Verizon, the telecoms giant that is the parent of Oath (and therefore owns TechCrunch), has been through the re-organizational ringer in recent quarters and today it announced the full financial effect of that process. According to an SEC filing, the company will take charges of up to $6.7 billion as a result of a voluntary redundancy program (up to $2.1 billion pre-tax) and market pressures for its Oath business, which is primarily made up of the merger of AOL and Yahoo, two companies it has acquired in recent years (up to $4.6 billion pre-tax).
On the other hand, a reorganization of legal entities within its wireless business will give it a tax benefit of $2.1 billion.
Coming clean appears to be good business, it seems. The company’s share price is up by one percent in trading at the moment.

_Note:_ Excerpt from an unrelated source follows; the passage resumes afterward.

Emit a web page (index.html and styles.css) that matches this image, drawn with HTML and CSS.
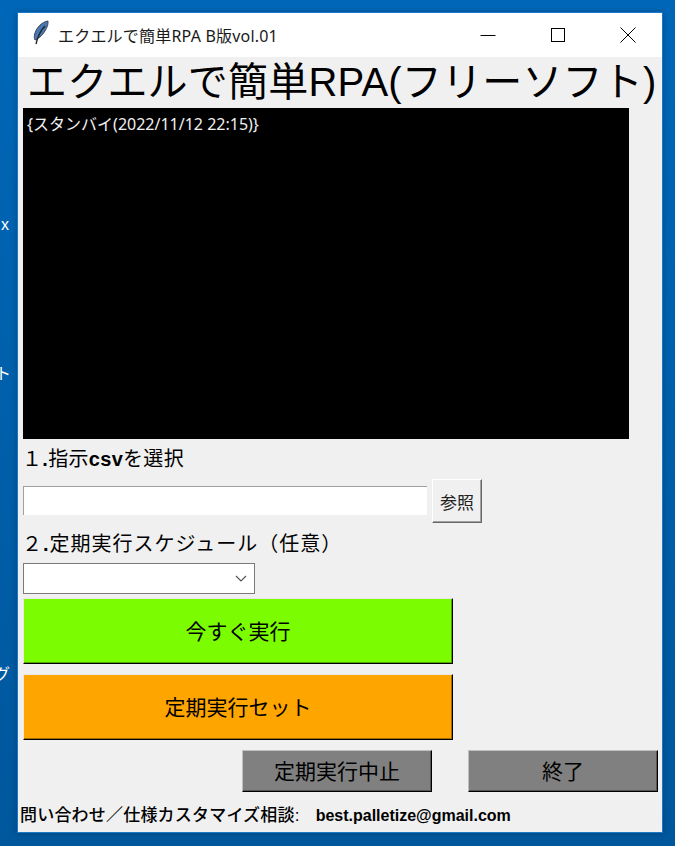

On the cost side, the company specifically said that its voluntary separation program, which will ultimately impact 10,400 employees by June 2019 (but will see the first tranche leave this month), will lead to a severance charge of between $1.8 billion and $2.1 billion ($1.3 billion to $1.6 billion after-tax) in Q4 2018.
Oath, meanwhile, “has experienced increased competitive and market pressures throughout 2018 that have resulted in lower than expected revenues and earnings. These pressures are expected to continue and have resulted in a loss of market positioning to our competitors in the digital advertising business.”
Oath said it plans to write down $4.6 billion ($4.5 billion after-tax) in Q4 2018. This essentially is wiping out the benefits of the merger. Verizon said that the goodwill balance of the Oath reporting unit was approximately $4.8 billion prior to the incurrence of this impairment charge.
Problems include lower than expected benefits from the integration of the Yahoo Inc. and AOL Inc. businesses, the company said, although there have been plenty of other issues, such as the fact that Yahoo suffered a mega data breach affecting 500 million users, which has tarnished the company’s image; and the fact that audiences shifting to mobile apps and non-Oath properties will have made the media / advertising play of combining these two businesses too little, too late. (On top of all this, longtime AOL and Oath CEO Tim Armstrong, who led the charge on the Yahoo acquisition, also departed the company. The media business is now led by K. Guru Gowrappan.)
Verizon explained that under new Verizon CEO Hans Vestberg, who took over the role in August of this year, Oath finished a five-year strategic planning review of Oath’s business prospects, and this is why the write-down came to be.
“Consistent with our accounting policy, we applied a combination of a market approach and a discounted cash flow method reflecting current assumptions and inputs, including our revised projections, discount rate and expected growth rates, which resulted in the fair value of the Oath reporting unit being less than its carrying amount.”
There have been various reports questioning what place media content will have for Verizon longer-term, although for now strategic alternatives or sales do not appear to be something Verizon is discussing publicly. It’s a fair question, considering that Vestberg himself is a telecoms veteran who has doubled down on next-generation networking, and specifically 5G, as an engine for growth. It’s not clear how and if his predecessor’s strategy to focus on content and media will fit into that.